Conservadora, reacionária e alinhada ao antipetismo mais rasteiro em circulação nas redes sociais, a mídia brasileira embaralha os conceitos de liberdade de imprensa e de expressão para esconder suas verdadeiras intenções. Esconder que, ao se vender como oposição política, faz oposição ao Brasil.
Não a qualquer Brasil, mas a este Brasil da última década, o Brasil de pleno emprego, o Brasil dos governo do PT.
O Brasil de todos.
É preciso ler o primeiro parágrafo da matéria publicada, hoje, na Folha de S.Paulo, sobre o menor desemprego da história do País, para se entender a dimensão desse ressentimento sem fim.
Diz a Folha, primeiro:
“Apesar do menor ritmo da economia no terceiro trimestre, da freada do consumo e do crédito restrito, as empresas não lançaram mão ainda de demissões e a taxa de desemprego segue em níveis baixos.”
Trata-se de um “nariz-de-cera”, como se diz no jargão jornalístico, montado para desmerecer e desqualificar uma notícia que os pobres leitores da Folha ainda terão que procurar muitas linhas abaixo, até chegar na profecia da Cassandra escolhida para anunciar o fim da tragédia.
Diz a matéria da Folha, em seu último parágrafo:
“Um dos indicadores que já sinalizam uma piora é a renda.
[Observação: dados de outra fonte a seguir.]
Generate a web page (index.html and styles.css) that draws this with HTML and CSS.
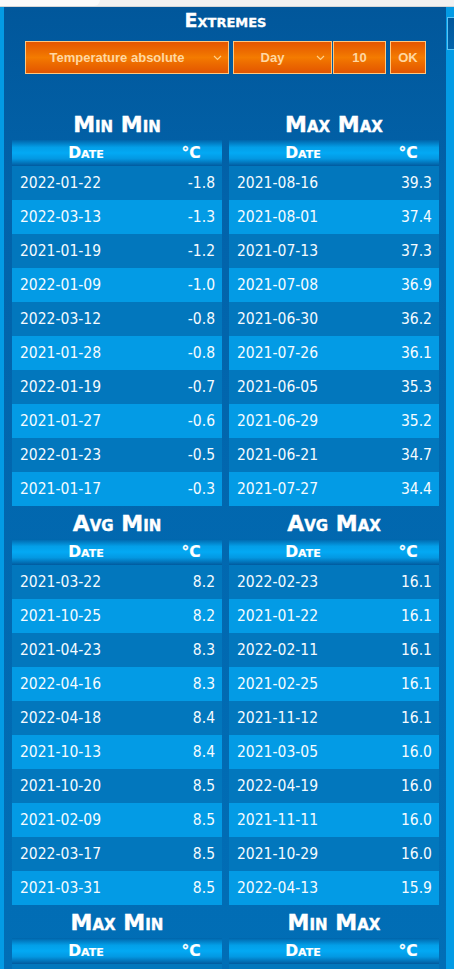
FILE: index.html
```html
<!DOCTYPE html>
<html>
<head>
<meta charset="utf-8">
<link rel="stylesheet" href="styles.css">
</head>
<body>
<div class="topbar"><div class="tab"></div></div>
<div class="frame">
  <main class="panel">
    <h1 class="title">Extremes</h1>
    <div class="controls">
      <div class="ctl select wide"><span>Temperature absolute</span><svg class="chev" width="9" height="6" viewBox="0 0 9 6"><polyline points="1,1 4.5,4.5 8,1" fill="none" stroke="#ffd08a" stroke-width="1.2"/></svg></div>
      <div class="joined">
        <div class="ctl select day"><span>Day</span><svg class="chev" width="9" height="6" viewBox="0 0 9 6"><polyline points="1,1 4.5,4.5 8,1" fill="none" stroke="#ffd08a" stroke-width="1.2"/></svg></div>
        <div class="ctl num">10</div>
      </div>
      <div class="ctl ok">OK</div>
    </div>
    <div class="grid">
      <section class="block">
        <h2 class="btitle">Min Min</h2>
        <table class="tbl">
          <thead><tr><th class="cd">Date</th><th class="cv">°C</th></tr></thead>
          <tbody>
            <tr><td class="d">2022-01-22</td><td class="v">-1.8</td></tr>
            <tr><td class="d">2022-03-13</td><td class="v">-1.3</td></tr>
            <tr><td class="d">2021-01-19</td><td class="v">-1.2</td></tr>
            <tr><td class="d">2022-01-09</td><td class="v">-1.0</td></tr>
            <tr><td class="d">2022-03-12</td><td class="v">-0.8</td></tr>
            <tr><td class="d">2021-01-28</td><td class="v">-0.8</td></tr>
            <tr><td class="d">2022-01-19</td><td class="v">-0.7</td></tr>
            <tr><td class="d">2021-01-27</td><td class="v">-0.6</td></tr>
            <tr><td class="d">2022-01-23</td><td class="v">-0.5</td></tr>
            <tr><td class="d">2021-01-17</td><td class="v">-0.3</td></tr>
          </tbody>
        </table>
      </section>
      <section class="block">
        <h2 class="btitle">Max Max</h2>
        <table class="tbl">
          <thead><tr><th class="cd">Date</th><th class="cv">°C</th></tr></thead>
          <tbody>
            <tr><td class="d">2021-08-16</td><td class="v">39.3</td></tr>
            <tr><td class="d">2021-08-01</td><td class="v">37.4</td></tr>
            <tr><td class="d">2021-07-13</td><td class="v">37.3</td></tr>
            <tr><td class="d">2021-07-08</td><td class="v">36.9</td></tr>
            <tr><td class="d">2021-06-30</td><td class="v">36.2</td></tr>
            <tr><td class="d">2021-07-26</td><td class="v">36.1</td></tr>
            <tr><td class="d">2021-06-05</td><td class="v">35.3</td></tr>
            <tr><td class="d">2021-06-29</td><td class="v">35.2</td></tr>
            <tr><td class="d">2021-06-21</td><td class="v">34.7</td></tr>
            <tr><td class="d">2021-07-27</td><td class="v">34.4</td></tr>
          </tbody>
        </table>
      </section>
      <section class="block">
        <h2 class="btitle">Avg Min</h2>
        <table class="tbl">
          <thead><tr><th class="cd">Date</th><th class="cv">°C</th></tr></thead>
          <tbody>
            <tr><td class="d">2021-03-22</td><td class="v">8.2</td></tr>
            <tr><td class="d">2021-10-25</td><td class="v">8.2</td></tr>
            <tr><td class="d">2021-04-23</td><td class="v">8.3</td></tr>
            <tr><td class="d">2022-04-16</td><td class="v">8.3</td></tr>
            <tr><td class="d">2022-04-18</td><td class="v">8.4</td></tr>
            <tr><td class="d">2021-10-13</td><td class="v">8.4</td></tr>
            <tr><td class="d">2021-10-20</td><td class="v">8.5</td></tr>
            <tr><td class="d">2021-02-09</td><td class="v">8.5</td></tr>
            <tr><td class="d">2022-03-17</td><td class="v">8.5</td></tr>
            <tr><td class="d">2021-03-31</td><td class="v">8.5</td></tr>
          </tbody>
        </table>
      </section>
      <section class="block">
        <h2 class="btitle">Avg Max</h2>
        <table class="tbl">
          <thead><tr><th class="cd">Date</th><th class="cv">°C</th></tr></thead>
          <tbody>
            <tr><td class="d">2022-02-23</td><td class="v">16.1</td></tr>
            <tr><td class="d">2021-01-22</td><td class="v">16.1</td></tr>
            <tr><td class="d">2022-02-11</td><td class="v">16.1</td></tr>
            <tr><td class="d">2021-02-25</td><td class="v">16.1</td></tr>
            <tr><td class="d">2021-11-12</td><td class="v">16.1</td></tr>
            <tr><td class="d">2021-03-05</td><td class="v">16.0</td></tr>
            <tr><td class="d">2022-04-19</td><td class="v">16.0</td></tr>
            <tr><td class="d">2021-11-11</td><td class="v">16.0</td></tr>
            <tr><td class="d">2021-10-29</td><td class="v">16.0</td></tr>
            <tr><td class="d">2022-04-13</td><td class="v">15.9</td></tr>
          </tbody>
        </table>
      </section>
      <section class="block">
        <h2 class="btitle">Max Min</h2>
        <table class="tbl">
          <thead><tr><th class="cd">Date</th><th class="cv">°C</th></tr></thead>
          <tbody>
            <tr><td class="d"></td><td class="v"></td></tr>
          </tbody>
        </table>
      </section>
      <section class="block">
        <h2 class="btitle">Min Max</h2>
        <table class="tbl">
          <thead><tr><th class="cd">Date</th><th class="cv">°C</th></tr></thead>
          <tbody>
            <tr><td class="d"></td><td class="v"></td></tr>
          </tbody>
        </table>
      </section>
    </div>
  </main>
  <aside class="side"><div class="thumb"></div></aside>
</div>
</body>
</html>
```
FILE: styles.css
```css
html, body {
  margin: 0;
  padding: 0;
}
body {
  background: #039be5;
  width: 454px;
  height: 969px;
  overflow: hidden;
  font-family: "DejaVu Sans Condensed", "DejaVu Sans", sans-serif;
  color: #fff;
}
.topbar {
  height: 6px;
  background: #f1f1f1;
  border-bottom: 1px solid #d6d6d6;
}
.tab {
  width: 100px;
  height: 6px;
  background: #fafafa;
  border-radius: 0 0 6px 0;
}
.frame {
  display: flex;
  padding-left: 4px;
}
.panel {
  width: 442px;
  box-sizing: border-box;
  padding: 0 7px 0 8px;
  background: linear-gradient(to bottom, #01579b 0%, #0263aa 20%, #016eb6 100%);
  height: 962px;
}
.title {
  margin: 0;
  height: 26px;
  line-height: 26px;
  text-align: center;
  font-family: "DejaVu Sans", sans-serif;
  font-weight: bold;
  font-size: 19px;
  font-variant: small-caps;
  -webkit-text-stroke: 0.3px #fff;
}
.controls {
  margin-top: 8px;
  display: flex;
  justify-content: center;
  gap: 4px;
  height: 33px;
}
.joined {
  display: flex;
  gap: 1px;
}
.ctl {
  box-sizing: border-box;
  height: 33px;
  border: 1px solid #ffc77e;
  background: linear-gradient(to bottom, #e55600 0%, #ee6f00 35%, #f47b00 50%, #ee6e00 65%, #e35500 100%);
  color: #ffd7a2;
  font-family: "Liberation Sans", Arial, sans-serif;
  font-weight: bold;
  font-size: 13px;
  display: flex;
  align-items: center;
  justify-content: center;
}
.select {
  padding-right: 20px;
  position: relative;
}
.chev {
  position: absolute;
  right: 6px;
  top: 13px;
}
.wide { width: 204px; }
.day { width: 99px; }
.num { width: 53px; }
.ok { width: 36px; }
.grid {
  margin-top: 33px;
  display: grid;
  grid-template-columns: 210px 210px;
  column-gap: 7px;
}
.btitle {
  margin: 0;
  height: 33px;
  line-height: 35px;
  text-align: center;
  font-family: "DejaVu Sans", sans-serif;
  font-weight: bold;
  font-size: 22px;
  font-variant: small-caps;
  -webkit-text-stroke: 0.4px #fff;
}
.tbl {
  width: 210px;
  border-collapse: collapse;
  border-spacing: 0;
  table-layout: fixed;
}
.tbl thead tr {
  background: linear-gradient(to bottom, #0064aa 0%, #039fe8 28%, #03a9f4 50%, #0398e2 72%, #015a9e 100%);
}
.tbl th {
  height: 26px;
  padding: 0;
  font-family: "DejaVu Sans", sans-serif;
  font-weight: bold;
  font-size: 15.5px;
  font-variant: small-caps;
  text-align: center;
  -webkit-text-stroke: 0.2px #fff;
}
.cd { width: 148px; }
.cv { width: 62px; }
.tbl td {
  height: 34px;
  padding: 0;
  font-size: 15.5px;
  color: #f5fbff;
}
.tbl tbody tr:nth-child(odd) { background: #0277bd; }
.tbl tbody tr:nth-child(even) { background: #039be5; }
.d { padding-left: 8px !important; }
.v { text-align: right; padding-right: 7px !important; }
.side {
  flex: 1;
  padding-left: 1px;
}
.thumb {
  margin-top: 10px;
  height: 33px;
  border: 1px solid #5bc4f5;
  border-right: none;
  box-sizing: border-box;
  background: linear-gradient(to bottom, #01579b, #0264ab);
}
```
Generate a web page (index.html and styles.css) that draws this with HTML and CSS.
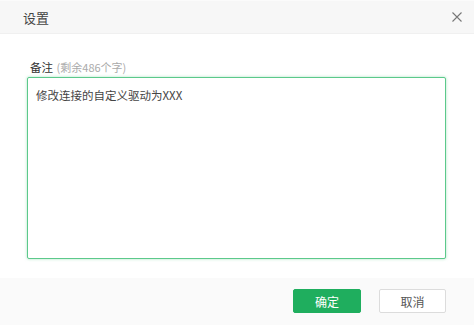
FILE: index.html
```html
<!DOCTYPE html>
<html lang="zh-CN">
<head>
<meta charset="utf-8">
<title>设置</title>
<link rel="stylesheet" href="styles.css">
</head>
<body>
<div class="dialog">
  <div class="header">
    <span class="title">设置</span>
    <svg class="close" width="10" height="10" viewBox="0 0 10 10"><path d="M0.5 0.5L9.5 9.5M9.5 0.5L0.5 9.5" stroke="#777" stroke-width="1.1" fill="none"/></svg>
  </div>
  <div class="content">
    <div class="label">备注 <span class="hint">(剩余486个字)</span></div>
    <textarea class="note">修改连接的自定义驱动为XXX</textarea>
  </div>
  <div class="footer">
    <button class="btn btn-primary">确定</button>
    <button class="btn btn-default">取消</button>
  </div>
</div>
</body>
</html>
```
FILE: styles.css
```css
html, body {
  margin: 0;
  padding: 0;
  background: #fff;
}
.dialog {
  width: 474px;
  height: 325px;
  display: flex;
  flex-direction: column;
  font-family: "Noto Sans CJK SC", "Noto Sans", sans-serif;
  color: #333;
}
.header {
  height: 34px;
  box-sizing: border-box;
  background: #f7f7f7;
  border-top: 1px solid #fbfbfb;
  border-bottom: 1px solid #f0f0f0;
  display: flex;
  align-items: center;
  justify-content: space-between;
  padding: 0 12px 0 23px;
}
.title {
  font-size: 13px;
  color: #444;
}
.close {
  display: block;
}
.content {
  flex: 1;
  padding: 25px 28px 0 27px;
}
.label {
  height: 18px;
  line-height: 17px;
  font-size: 11.5px;
  color: #333;
  padding-left: 3px;
}
.hint {
  font-size: 11px;
  color: #aaa;
  margin-left: 1px;
}
.note {
  display: block;
  width: 419px;
  height: 182px;
  box-sizing: border-box;
  margin: 0;
  border: 1px solid #5cc98b;
  border-radius: 2px;
  box-shadow: 0 0 3px rgba(92, 201, 139, 0.55);
  padding: 8px 8px;
  font-family: "Noto Sans CJK SC", "Noto Sans", sans-serif;
  font-size: 11.5px;
  line-height: 18px;
  color: #444;
  resize: none;
  outline: none;
  background: #fff;
}
.footer {
  height: 47px;
  box-sizing: border-box;
  background: #fafafa;
  display: flex;
  justify-content: flex-end;
  align-items: flex-start;
  gap: 18px;
  padding: 11px 28px 0 0;
}
.btn {
  height: 24px;
  box-sizing: border-box;
  border-radius: 2px;
  font-family: "Noto Sans CJK SC", "Noto Sans", sans-serif;
  font-size: 12px;
  padding: 0;
  cursor: pointer;
}
.btn-primary {
  width: 68px;
  background: #1fae5e;
  border: 1px solid #1fae5e;
  color: #fff;
}
.btn-default {
  width: 67px;
  background: #fff;
  border: 1px solid #dcdcdc;
  color: #555;
}
```
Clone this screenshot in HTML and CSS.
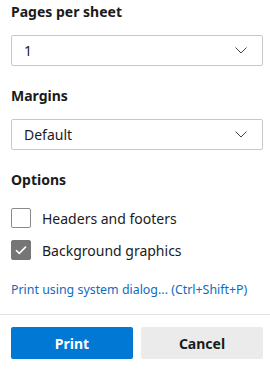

De outubro para novembro, o rendimento, estimado em R$ 1.965,20, subiu 2%. Já em comparação com novembro de 2012, houve expansão de 3%, num ritmo menor do que nos meses anteriores.”
Ou seja, a piora virá porque, no último mês, a renda subiu 2% - ou 3%, se comparado a novembro de 2012.
Não é só ridículo, é perigoso.
Apesar dos pesares, quis dizer o jornal, no fim das contas, ainda não conseguimos destruir os sonhos nem restaurar o medo.
Triste constatar que, levados a este inferno de mágoas eleitorais pelas mãos de seus patrões, muitos jornalistas brasileiros se transformaram em especialistas na arte de transformar boas novas em presságios de mau agouro.
Parecem não perceber, mas vagam miseravelmente perdidos no vão ideológico em que se meteram, cada vez mais ignorados pela gente do País que mal disfarçadamente desprezam.